Sumergido en la cotidianidad kafkiana que es vivir, mi atención se ha fijado inesperadamente en un objeto que desafía la obsolescencia: un antiguo reloj, una reliquia familiar ubicada a muchos kilómetros de distancia.
Este reloj se ha transformado en un objeto de deseo profundo e intempestivo, no por su funcionalidad, sino por lo que representa.
La intempestividad de este anhelo surge de la discordancia entre mi deseo y la posibilidad de su realización.
En un mundo donde la mayoría de las cosas están al alcance con un simple clic, este reloj de bolsillo, cargado de historia y recuerdos, permanece inaccesible.
Se ha convertido en un símbolo de una época pasada, cuya relevancia parece desvanecerse en el acelerado ritmo del presente.
Este deseo por el reloj revela la compleja relación que mantenemos con el tiempo. Vivimos en una era que prioriza lo inmediato, pero hay aspectos de nuestra existencia que se resisten a ser confinados a esta lógica.

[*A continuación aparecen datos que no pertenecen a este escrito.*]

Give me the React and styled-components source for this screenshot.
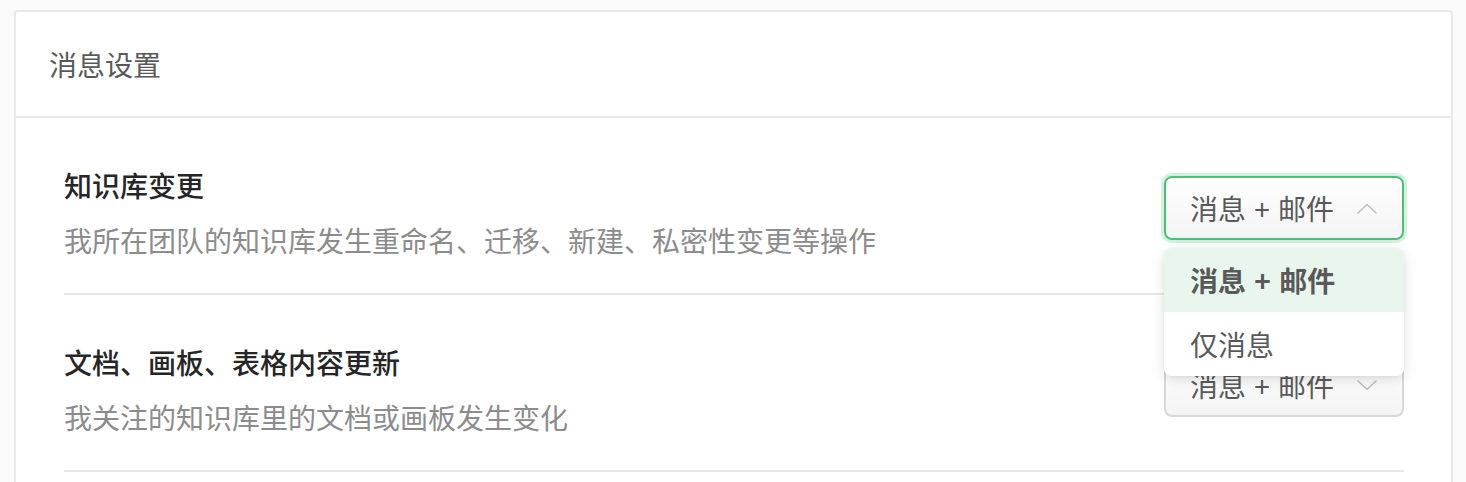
import React from "react";
import styled, { createGlobalStyle } from "styled-components";

const Global = createGlobalStyle`
  html, body { margin: 0; padding: 0; background: #fafafa; }
  body { font-family: "Noto Sans CJK SC", "Noto Sans", sans-serif; }
  * { box-sizing: border-box; }
`;

const Page = styled.div`
  padding: 10px 13px 0 14px;
  height: 482px;
  overflow: hidden;
`;

const Card = styled.section`
  background: #fff;
  border: 2px solid #e8e8e8;
  border-radius: 4px;
  min-height: 520px;
`;

const Header = styled.header`
  padding: 31px 33px;
  border-bottom: 2px solid #e8e8e8;
  font-size: 28px;
  line-height: 42px;
  color: #595959;
`;

const Body = styled.div`
  padding: 0 47px 0 48px;
`;

const Row = styled.div`
  position: relative;
  z-index: ${(p) => p.$layer};
  display: flex;
  justify-content: space-between;
  align-items: flex-start;
  padding: 46px 0 32px;
  border-bottom: 2px solid #e8e8e8;
`;

const Info = styled.div`
  display: flex;
  flex-direction: column;
  gap: 13px;
`;

const Title = styled.div`
  font-size: 28px;
  line-height: 42px;
  font-weight: 500;
  color: #262626;
`;

const Desc = styled.div`
  font-size: 28px;
  line-height: 42px;
  color: #8c8c8c;
`;

const SelectWrap = styled.div`
  position: relative;
  margin-top: 12px;
  width: 240px;
`;

const SelectBox = styled.div`
  height: 64px;
  display: flex;
  align-items: center;
  justify-content: space-between;
  padding: 0 25px 0 24px;
  border-radius: 8px;
  border: 2px solid ${(p) => (p.$open ? "#4cbf78" : "#d9d9d9")};
  box-shadow: ${(p) => (p.$open ? "0 0 0 3px #d3f0dc" : "none")};
  background: linear-gradient(#ffffff, #f4f4f4);
  font-size: 28px;
  word-spacing: 2px;
  color: #595959;
`;

const Chevron = styled.svg`
  width: 20px;
  height: 11px;
  flex: none;
`;

const Menu = styled.ul`
  position: absolute;
  left: 0;
  right: 0;
  top: 72px;
  margin: 0;
  padding: 0;
  list-style: none;
  background: #fff;
  border-radius: 8px;
  overflow: hidden;
  box-shadow: 0 4px 14px rgba(0, 0, 0, 0.12), 0 1px 3px rgba(0, 0, 0, 0.06);
  z-index: 2;
`;

const MenuItem = styled.li`
  height: 64px;
  display: flex;
  align-items: center;
  padding: 0 26px;
  font-size: 28px;
  word-spacing: 2px;
  color: #595959;
  font-weight: ${(p) => (p.$active ? 600 : 400)};
  background: ${(p) => (p.$active ? "#e9f6ed" : "#fff")};
`;

function Select({ value, open, options = [] }) {
  return (
    <SelectWrap>
      <SelectBox $open={open}>
        <span>{value}</span>
        <Chevron viewBox="0 0 20 11" fill="none">
          <path
            d={open ? "M1 10 L10 1.5 L19 10" : "M1 1 L10 9.5 L19 1"}
            stroke="#bfbfbf"
            strokeWidth="1.6"
            strokeLinecap="round"
            strokeLinejoin="round"
          />
        </Chevron>
      </SelectBox>
      {open && (
        <Menu>
          {options.map((o) => (
            <MenuItem key={o} $active={o === value}>
              {o}
            </MenuItem>
          ))}
        </Menu>
      )}
    </SelectWrap>
  );
}

const rows = [
  {
    title: "知识库变更",
    desc: "我所在团队的知识库发生重命名、迁移、新建、私密性变更等操作",
    open: true,
  },
  {
    title: "文档、画板、表格内容更新",
    desc: "我关注的知识库里的文档或画板发生变化",
    open: false,
  },
];

export default function App() {
  return (
    <>
      <Global />
      <Page>
        <Card>
          <Header>消息设置</Header>
          <Body>
            {rows.map((r, i) => (
              <Row key={i} $layer={rows.length - i}>
                <Info>
                  <Title>{r.title}</Title>
                  <Desc>{r.desc}</Desc>
                </Info>
                <Select value="消息 + 邮件" open={r.open} options={["消息 + 邮件", "仅消息"]} />
              </Row>
            ))}
          </Body>
        </Card>
      </Page>
    </>
  );
}
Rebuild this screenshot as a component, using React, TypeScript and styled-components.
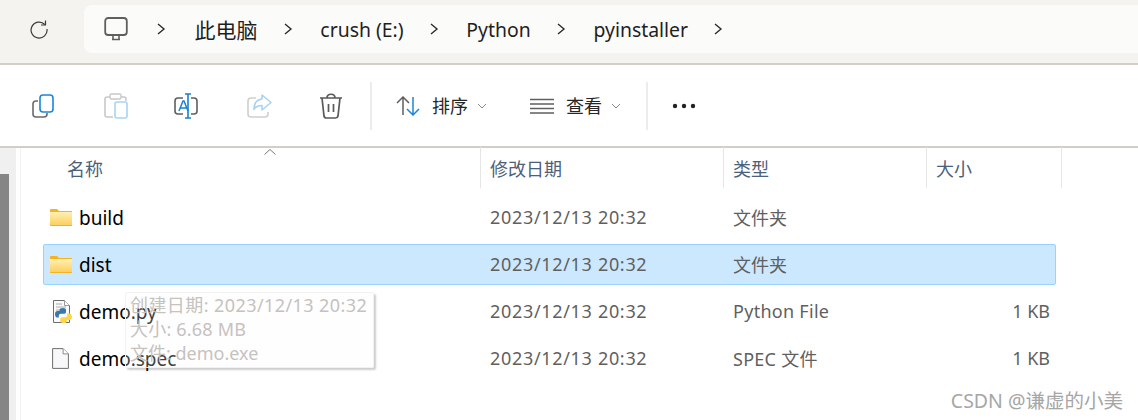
import React from "react";
import styled, { createGlobalStyle } from "styled-components";

const GlobalStyle = createGlobalStyle`
  html, body {
    margin: 0;
    padding: 0;
    background: #fff;
    overflow: hidden;
  }
  body {
    font-family: "Noto Sans", "Noto Sans CJK SC", sans-serif;
  }
`;

const Page = styled.div`
  position: relative;
  width: 1138px;
  height: 420px;
  overflow: hidden;
  display: flex;
  flex-direction: column;
`;

const AddressRow = styled.div`
  height: 65px;
  flex: none;
  box-sizing: border-box;
  padding: 5px 0 10px 0;
  display: flex;
  background: #f5f3f0;
  border-bottom: 2px solid #d2cdc5;
`;

const RefreshSlot = styled.div`
  width: 84px;
  flex: none;
  display: flex;
  align-items: center;
  justify-content: center;
  padding-right: 6px;
  box-sizing: border-box;
`;

const Breadcrumbs = styled.div`
  flex: 1;
  display: flex;
  align-items: center;
  background: #fbfbf9;
  border-radius: 8px 0 0 8px;
  padding-left: 20px;
`;

const Crumb = styled.span<{ $cjk?: boolean }>`
  font-size: ${(p) => (p.$cjk ? 21 : 19.4)}px;
  color: #1f1f1f;
  white-space: nowrap;
  margin: ${(p) => (p.$cjk ? "-1px 0 0 1.2px" : "0")};
`;

const CrumbChevron = styled.svg`
  flex: none;
  width: 10px;
  height: 14px;
  margin: 0 26.4px;
`;

const Toolbar = styled.div`
  height: 83px;
  flex: none;
  box-sizing: border-box;
  display: flex;
  align-items: center;
  background: #fff;
  border-bottom: 2px solid #d2cdc5;
  padding-left: 28px;
`;

const ToolIcon = styled.svg<{ $last?: boolean }>`
  flex: none;
  width: 30px;
  height: 30px;
  margin-right: ${(p) => (p.$last ? 24 : 42)}px;
`;

const ToolDivider = styled.div`
  width: 2px;
  height: 48px;
  flex: none;
  background: #ececec;
`;

const MenuButton = styled.div<{ $width: number }>`
  width: ${(p) => p.$width}px;
  flex: none;
  box-sizing: border-box;
  display: flex;
  align-items: center;
  padding-left: 24px;
`;

const MenuLabel = styled.span`
  font-size: 18px;
  color: #262626;
  margin: -2px 0 0 12px;
`;

const Caret = styled.svg`
  width: 10px;
  height: 6px;
  margin-left: 9px;
`;

const MoreDots = styled.svg`
  width: 24px;
  height: 6px;
  margin-left: 24px;
`;

const Body = styled.div`
  flex: 1;
  display: flex;
`;

const ScrollTrack = styled.div`
  width: 16px;
  flex: none;
  background: #f0f0f0;
  border-right: 1px solid #fff;
  box-shadow: 3px 0 0 #fff, 4px 0 0 #f2f2f2;
`;

const ScrollThumb = styled.div`
  width: 9px;
  height: 100%;
  margin-top: 26px;
  background: #858585;
`;

const ListPane = styled.div`
  flex: 1;
  padding-left: 27px;
`;

const HeaderRow = styled.div`
  position: relative;
  height: 40px;
  display: grid;
  grid-template-columns: 437px 243px 203px 135px;
`;

const HeaderCell = styled.div<{ $first?: boolean }>`
  display: flex;
  align-items: center;
  font-size: 18px;
  color: #4c607a;
  padding-left: ${(p) => (p.$first ? 23 : 9)}px;
  border-right: 1px solid #e5e5e5;
  margin-top: -1px;
`;

const SortCaret = styled.svg`
  position: absolute;
  left: 219px;
  top: 0;
  width: 14px;
  height: 8px;
`;

const Rows = styled.div`
  padding-top: 9px;
  display: flex;
  flex-direction: column;
  gap: 6px;
`;

const Row = styled.div<{ $selected?: boolean }>`
  width: 1013px;
  height: 41px;
  box-sizing: border-box;
  display: grid;
  grid-template-columns: 437px 243px 203px 1fr;
  align-items: center;
  background: ${(p) => (p.$selected ? "#cce8ff" : "transparent")};
  border: 1px solid ${(p) => (p.$selected ? "#99d1ff" : "transparent")};
  border-radius: 2px;
  font-size: 18px;
  margin-left: -1px;
`;

const NameCell = styled.div`
  display: flex;
  align-items: center;
  color: #000;
  font-size: 19px;
  padding-left: 6px;
  white-space: nowrap;
`;

const IconBox = styled.div`
  width: 29px;
  flex: none;
  display: flex;
  align-items: center;
`;

const MetaCell = styled.div<{ $spacing?: number }>`
  color: #5f5f5f;
  padding-left: 9px;
  white-space: nowrap;
  letter-spacing: ${(p) => p.$spacing ?? 0}px;
  margin-top: -1px;
`;

const SizeCell = styled.div`
  color: #5f5f5f;
  text-align: right;
  padding-right: 5px;
  white-space: nowrap;
  margin-top: -1px;
`;

const Tooltip = styled.div`
  position: absolute;
  left: 125px;
  top: 292px;
  width: 249px;
  height: 76px;
  box-sizing: border-box;
  padding: 0 0 0 4px;
  background: rgba(252, 252, 252, 0.25);
  border: 1px solid #f2f2f2;
  border-radius: 2px;
  box-shadow: 2px 2px 2px rgba(0, 0, 0, 0.2);
  color: #c6c2be;
  font-size: 18px;
  line-height: 24px;
  white-space: nowrap;
`;

const TooltipLine = styled.div<{ $spacing?: number }>`
  letter-spacing: ${(p) => p.$spacing ?? 0}px;
`;

const Watermark = styled.div`
  position: absolute;
  right: 15px;
  top: 388px;
  font-size: 19.5px;
  line-height: 26px;
  color: #a6a6a6;
  white-space: nowrap;
`;

const Chevron = () => (
  <CrumbChevron viewBox="0 0 10 14">
    <path d="M1 2l6 5-6 5" fill="none" stroke="#2b2b2b" strokeWidth="1.4" />
  </CrumbChevron>
);

const FolderIcon = () => (
  <svg width="22" height="17" viewBox="0 0 22 17">
    <defs>
      <linearGradient id="folderBody" x1="0" y1="0" x2="0" y2="1">
        <stop offset="0" stopColor="#fff0b4" />
        <stop offset="1" stopColor="#fdcf5f" />
      </linearGradient>
    </defs>
    <path d="M0 1a1 1 0 0 1 1-1h6l2 2h13v15H0z" fill="#f5b31f" />
    <rect y="3" width="22" height="13" fill="url(#folderBody)" />
  </svg>
);

const PythonIcon = () => (
  <svg width="19" height="23" viewBox="0 0 19 23" style={{ marginLeft: 3 }}>
    <path d="M.5.5h11l5 5v17H.5z" fill="#fafafa" stroke="#6e6e6e" />
    <path d="M11.500.5v5h5" fill="#fff" stroke="#9a9a9a" />
    <path d="M3 4h6M3 7h10M3 10h4" stroke="#a8a8a8" />
    <path d="M10 8c-2.500 0-3.500.8-3.500 2.300V11h-2C3 11 2 12.200 2 14s.8 3.500 2 3.500h1.800v-1.800c0-1.200 1-2 2-2h3.500c1 0 1.700-.8 1.700-1.700v-2.500C13 8.800 11.800 8 10 8z" fill="#3a78ab" />
    <path d="M10.500 23c2.500 0 3.500-.8 3.500-2.300V20h2.500c1.200 0 2.500-1.200 2.500-3s-1-3.500-2.500-3.500h-2.200v1.800c0 1.200-1 2-2 2H9c-1 0-1.700.8-1.700 1.700v1.700c0 1.500 1.400 2.300 3.200 2.300z" fill="#fdd54a" />
  </svg>
);

const BlankFileIcon = () => (
  <svg width="17" height="21" viewBox="0 0 17 21" style={{ marginLeft: 2 }}>
    <path d="M.6.6h10.500l5.300 5.300v14.500H.6z" fill="#f8f8fa" stroke="#6f6f6f" />
    <path d="M11.100.6v5.300h5.300" fill="#fff" stroke="#8a8a8a" />
  </svg>
);

export default function App() {
  return (
    <Page>
      <GlobalStyle />
      <AddressRow>
        <RefreshSlot>
          <svg width="20" height="20" viewBox="0 0 20 20">
            <path d="M15.800 5.500A8 8 0 1 0 18 10" fill="none" stroke="#3a3a3a" strokeWidth="1.200" />
            <path d="M16.500 1.500v4.500H12" fill="none" stroke="#3a3a3a" strokeWidth="1.200" />
          </svg>
        </RefreshSlot>
        <Breadcrumbs>
          <svg width="24" height="24" viewBox="0 0 24 24" style={{ marginRight: 2.6 }}>
            <rect x="1.200" y="1" width="21.600" height="17" rx="3" fill="none" stroke="#5f5f5f" strokeWidth="1.800" />
            <path d="M8 22.500h8M9 18v4M15 18v4" stroke="#5f5f5f" strokeWidth="1.600" />
          </svg>
          <Chevron />
          <Crumb $cjk>此电脑</Crumb>
          <Chevron />
          <Crumb>crush (E:)</Crumb>
          <Chevron />
          <Crumb>Python</Crumb>
          <Chevron />
          <Crumb>pyinstaller</Crumb>
          <Chevron />
        </Breadcrumbs>
      </AddressRow>
      <Toolbar>
        <ToolIcon viewBox="0 0 30 30">
          <path d="M10 10H8a3 3 0 0 0-3 3v10a3 3 0 0 0 3 3h8a3 3 0 0 0 3-3v-1" fill="none" stroke="#6a6a6a" strokeWidth="1.600" />
          <rect x="12" y="4" width="13" height="17" rx="3" fill="#fff" stroke="#1a86dc" strokeWidth="1.600" />
        </ToolIcon>
        <ToolIcon viewBox="0 0 30 30">
          <path d="M10 6H7a2 2 0 0 0-2 2v16a2 2 0 0 0 2 2h6M21 6h3a2 2 0 0 1 2 2v2" fill="none" stroke="#c8c8c8" strokeWidth="1.600" />
          <rect x="10" y="3" width="11" height="5" rx="1.500" fill="#fff" stroke="#c8c8c8" strokeWidth="1.400" />
          <rect x="15" y="11" width="12" height="16" rx="2" fill="#fff" stroke="#a9d3f3" strokeWidth="1.600" />
        </ToolIcon>
        <ToolIcon viewBox="0 0 30 30">
          <path d="M11 7H6a3 3 0 0 0-3 3v10a3 3 0 0 0 3 3h5M19 7h3a3 3 0 0 1 3 3v10a3 3 0 0 1-3 3h-3" fill="none" stroke="#5e5e5e" strokeWidth="1.600" />
          <path d="M7 20l4-10h1l4 10M8.500 17h6" fill="none" stroke="#1a7fd0" strokeWidth="1.500" />
          <path d="M13 3h6M13 27h6M16 3v24" fill="none" stroke="#1a7fd0" strokeWidth="1.600" />
        </ToolIcon>
        <ToolIcon viewBox="0 0 30 30">
          <path d="M12 7H7a3 3 0 0 0-3 3v13a3 3 0 0 0 3 3h14a3 3 0 0 0 3-3v-2" fill="none" stroke="#cfcfcf" strokeWidth="1.600" />
          <path d="M18 4l9 7.500-9 7.500v-4.500c-4 0-6.500 1-8 4 0-6 3-10 8-10.500z" fill="#fff" stroke="#a9d3f3" strokeWidth="1.600" strokeLinejoin="round" />
        </ToolIcon>
        <ToolIcon $last viewBox="0 0 30 30">
          <path d="M4 7h22M11 7c0-5 8-5 8 0M6 7l2 18a2.500 2.500 0 0 0 2.500 2h9a2.500 2.500 0 0 0 2.500-2l2-18M12.500 13v8M17.500 13v8" fill="none" stroke="#5a5a5a" strokeWidth="1.700" />
        </ToolIcon>
        <ToolDivider />
        <MenuButton $width={134}>
          <svg width="24" height="20" viewBox="0 0 24 20">
            <path d="M1 7l6-6 6 6M7 1v18" fill="none" stroke="#5f5f5f" strokeWidth="1.500" />
            <path d="M11 13l6 6 6-6M17 1v18" fill="none" stroke="#1a86dc" strokeWidth="1.500" />
          </svg>
          <MenuLabel>排序</MenuLabel>
          <Caret viewBox="0 0 10 6">
            <path d="M1 1l4 4 4-4" fill="none" stroke="#8a8a8a" />
          </Caret>
        </MenuButton>
        <MenuButton $width={140}>
          <svg width="24" height="16" viewBox="0 0 24 16">
            <path d="M0 1.500h24M0 6h24M0 10.500h24M0 15h24" stroke="#5f5f5f" strokeWidth="1.300" />
          </svg>
          <MenuLabel>查看</MenuLabel>
          <Caret viewBox="0 0 10 6">
            <path d="M1 1l4 4 4-4" fill="none" stroke="#8a8a8a" />
          </Caret>
        </MenuButton>
        <ToolDivider />
        <MoreDots viewBox="0 0 24 6">
          <circle cx="3" cy="3" r="2.200" fill="#222" />
          <circle cx="12" cy="3" r="2.200" fill="#222" />
          <circle cx="21" cy="3" r="2.200" fill="#222" />
        </MoreDots>
      </Toolbar>
      <Body>
        <ScrollTrack>
          <ScrollThumb />
        </ScrollTrack>
        <ListPane>
          <HeaderRow>
            <HeaderCell $first>名称</HeaderCell>
            <HeaderCell>修改日期</HeaderCell>
            <HeaderCell>类型</HeaderCell>
            <HeaderCell>大小</HeaderCell>
            <SortCaret viewBox="0 0 14 8">
              <path d="M1.500 6.500L7 1.500l5.500 5" fill="none" stroke="#7a7a7a" />
            </SortCaret>
          </HeaderRow>
          <Rows>
            <Row>
              <NameCell><IconBox><FolderIcon /></IconBox>build</NameCell>
              <MetaCell $spacing={0.68}>2023/12/13 20:32</MetaCell>
              <MetaCell>文件夹</MetaCell>
              <SizeCell />
            </Row>
            <Row $selected>
              <NameCell><IconBox><FolderIcon /></IconBox>dist</NameCell>
              <MetaCell $spacing={0.68}>2023/12/13 20:32</MetaCell>
              <MetaCell>文件夹</MetaCell>
              <SizeCell />
            </Row>
            <Row>
              <NameCell><IconBox><PythonIcon /></IconBox>demo.py</NameCell>
              <MetaCell $spacing={0.68}>2023/12/13 20:32</MetaCell>
              <MetaCell $spacing={0.28}>Python File</MetaCell>
              <SizeCell>1 KB</SizeCell>
            </Row>
            <Row>
              <NameCell><IconBox><BlankFileIcon /></IconBox>demo.spec</NameCell>
              <MetaCell $spacing={0.68}>2023/12/13 20:32</MetaCell>
              <MetaCell $spacing={0.28}>SPEC 文件</MetaCell>
              <SizeCell>1 KB</SizeCell>
            </Row>
          </Rows>
        </ListPane>
      </Body>
      <Tooltip>
        <TooltipLine $spacing={0.42}>创建日期: 2023/12/13 20:32</TooltipLine>
        <TooltipLine $spacing={0.2}>大小: 6.68 MB</TooltipLine>
        <TooltipLine>文件: demo.exe</TooltipLine>
      </Tooltip>
      <Watermark>CSDN @谦虚的小美</Watermark>
    </Page>
  );
}
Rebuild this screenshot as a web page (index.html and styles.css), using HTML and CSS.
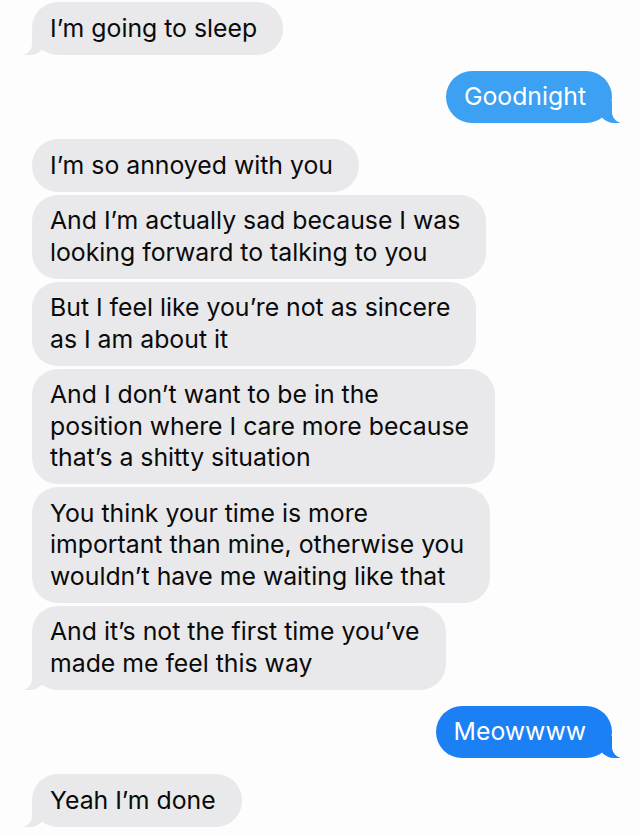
FILE: index.html
```html
<!DOCTYPE html>
<html>
  <head>
    <title>Messages</title>
    <link rel="stylesheet" href="styles.css">
  </head>
  <body>
    <div class="thread">
      <div class="group">
        <div class="bubble them tail">I’m going to sleep</div>
      </div>

      <div class="group">
        <div class="bubble me light tail">Goodnight</div>
      </div>

      <div class="group">
        <div class="bubble them">I’m so annoyed with you</div>
        <div class="bubble them">And I’m actually sad because I was<br>looking forward to talking to you</div>
        <div class="bubble them">But I feel like you’re not as sincere<br>as I am about it</div>
        <div class="bubble them">And I don’t want to be in the<br>position where I care more because<br>that’s a shitty situation</div>
        <div class="bubble them">You think your time is more<br>important than mine, otherwise you<br>wouldn’t have me waiting like that</div>
        <div class="bubble them tail">And it’s not the first time you’ve<br>made me feel this way</div>
      </div>

      <div class="group">
        <div class="bubble me tail">Meowwww</div>
      </div>

      <div class="group">
        <div class="bubble them tail">Yeah I’m done</div>
      </div>
    </div>
  </body>
</html>
```

FILE: styles.css
```css
body {
  margin: 0;
  background: #fdfdfd;
  font-family: Inter, "Liberation Sans", sans-serif;
}

.thread {
  display: flex;
  flex-direction: column;
  gap: 16px;
  padding: 2px 28px 0 32px;
}

.group {
  display: flex;
  flex-direction: column;
  gap: 3px;
}

.bubble {
  position: relative;
  max-width: 480px;
  padding: 10.5px 26px 10.5px 18px;
  border-radius: 26px;
  font-size: 24.8px;
  line-height: 31.5px;
}

.them {
  align-self: flex-start;
  background: #e9e9eb;
  color: #0a0a0a;
}

.me {
  align-self: flex-end;
  padding: 10.5px 26px 10.5px 18px;
  background: #1c80f5;
  color: #fff;
}

.me.light {
  background: #3ca0f3;
}

/* the little curled tail on the last bubble of a run */
.tail::before,
.tail::after {
  content: "";
  position: absolute;
  bottom: 0;
  height: 22px;
}

.them.tail::before {
  left: -8px;
  width: 22px;
  background: #e9e9eb;
  border-bottom-right-radius: 16px;
}

.them.tail::after {
  left: -12px;
  width: 12px;
  background: #fdfdfd;
  border-bottom-right-radius: 11px;
}

.me.tail::before {
  right: -8px;
  width: 22px;
  background: inherit;
  border-bottom-left-radius: 16px;
}

.me.tail::after {
  right: -12px;
  width: 12px;
  background: #fdfdfd;
  border-bottom-left-radius: 11px;
}
```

El anhelo por el reloj es un recordatorio de la influencia omnipresente del tiempo en nuestras vidas, actuando a menudo como un dictador que decide cuándo y cómo se pueden cumplir nuestros deseos.
Entre las divagaciones de mi mente encuentro que no siempre es posible tener lo que queremos cuando lo queremos.
El tiempo, con su marcha constante, puede interponerse en nuestros planes y deseos, evidenciando nuestra vulnerabilidad y la necesidad de adaptarnos a su flujo.
Esta realidad, aunque puede ser desalentadora, también nos enfrenta a la naturaleza ineludible del tiempo en nuestras vidas.
En última instancia, el anhelo por el antiguo reloj y su inaccesibilidad temporal subrayan el papel del tiempo como un dictador en nuestra existencia.
Nos enseña que, más allá de nuestros deseos, hay aspectos de la vida que escapan a nuestro control.
El tiempo, en su autoridad indiscutible, nos desafía a reconocer nuestras limitaciones y a encontrar serenidad en la aceptación de que no todo en la vida ocurre de acuerdo a nuestros planes o en nuestro horario deseado.